Their accomplishment was sticking with it after 197 losses, considerable criticism and only meager attendance gains their first two seasons. "Necessary predicates," Silverman said, for the present-day success.
Unable to compete financially, they have to be smarter, more creative, less prone to err and more (to use their favorite phrase) opportunistic than their rivals.
And it took time. Merging their business backgrounds and baseball acumen (some acquired), they came up with their own methodologies, such as hybrid scouting philosophies to find undervalued players, and creative financing packages to get young players signed to long-term contracts.
Naturally, they are reluctant to share all the details.
Friedman, for example, won't get too specific about the profiles (scouting and data) they've developed for hitters, resulting in beyond-expectation performances from low-cost acquisitions such as Carlos Pena, Eric Hinske, Gabe Gross and Willy Aybar.
He's only slightly more open in acknowledging their efforts to diversify the strengths of their bullpen, such as adding groundball-inducing Chad Bradford in August.
"It's not something that can be easily described," Silverman said. "And there's certainly some special sauce involved."
At the end of 2006, they sensed hope, but didn't put it on a timetable.
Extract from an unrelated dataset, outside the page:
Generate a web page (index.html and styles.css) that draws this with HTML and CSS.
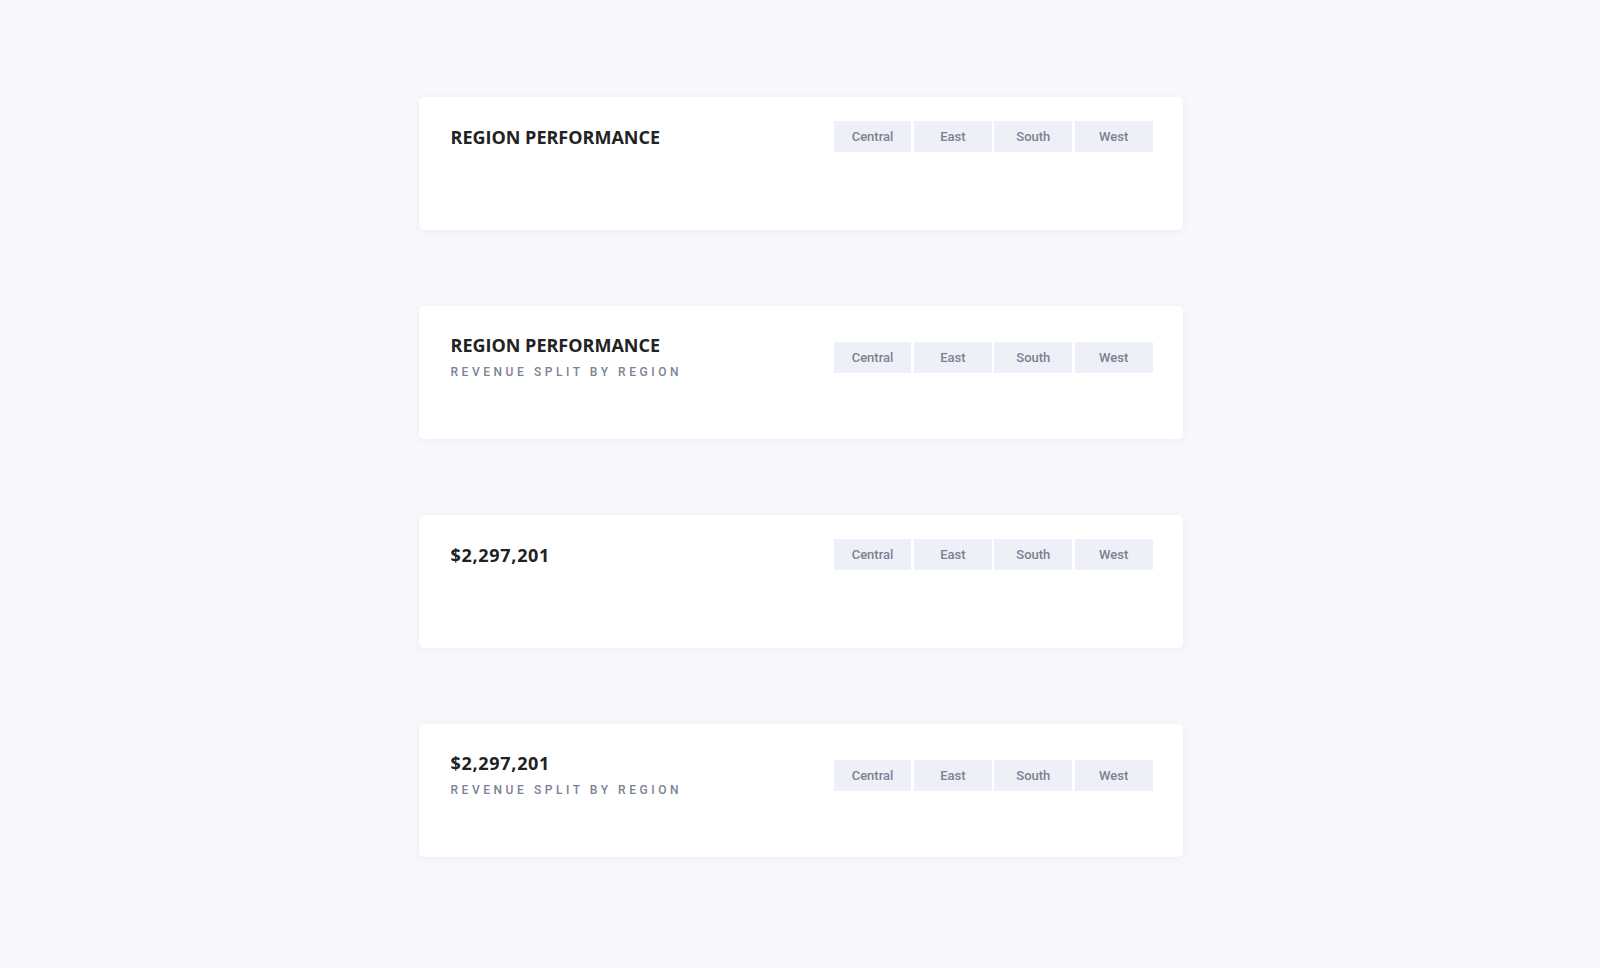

By halfway through 2007, they saw a window opening as soon as this season. A solid 20-20 finish, plus the positive impact of the acquisition of veteran reliever Dan Wheeler, was validation enough.
"That gave you all the confidence to go forward," Sternberg said.
Assessing a relatively young core of Carl Crawford, B.J. Upton, Scott Kazmir and James Shields, plus holdovers Pena and Akinori Iwamura, they started, uncharacteristically, making deals, and spending money, for the present.
The brassy November trade of Delmon Young for Jason Bartlett and Matt Garza was huge, followed by the additions of Percival, Floyd and others. The payroll went up more than 80 percent, though still was a modest $43-million, second lowest in the majors.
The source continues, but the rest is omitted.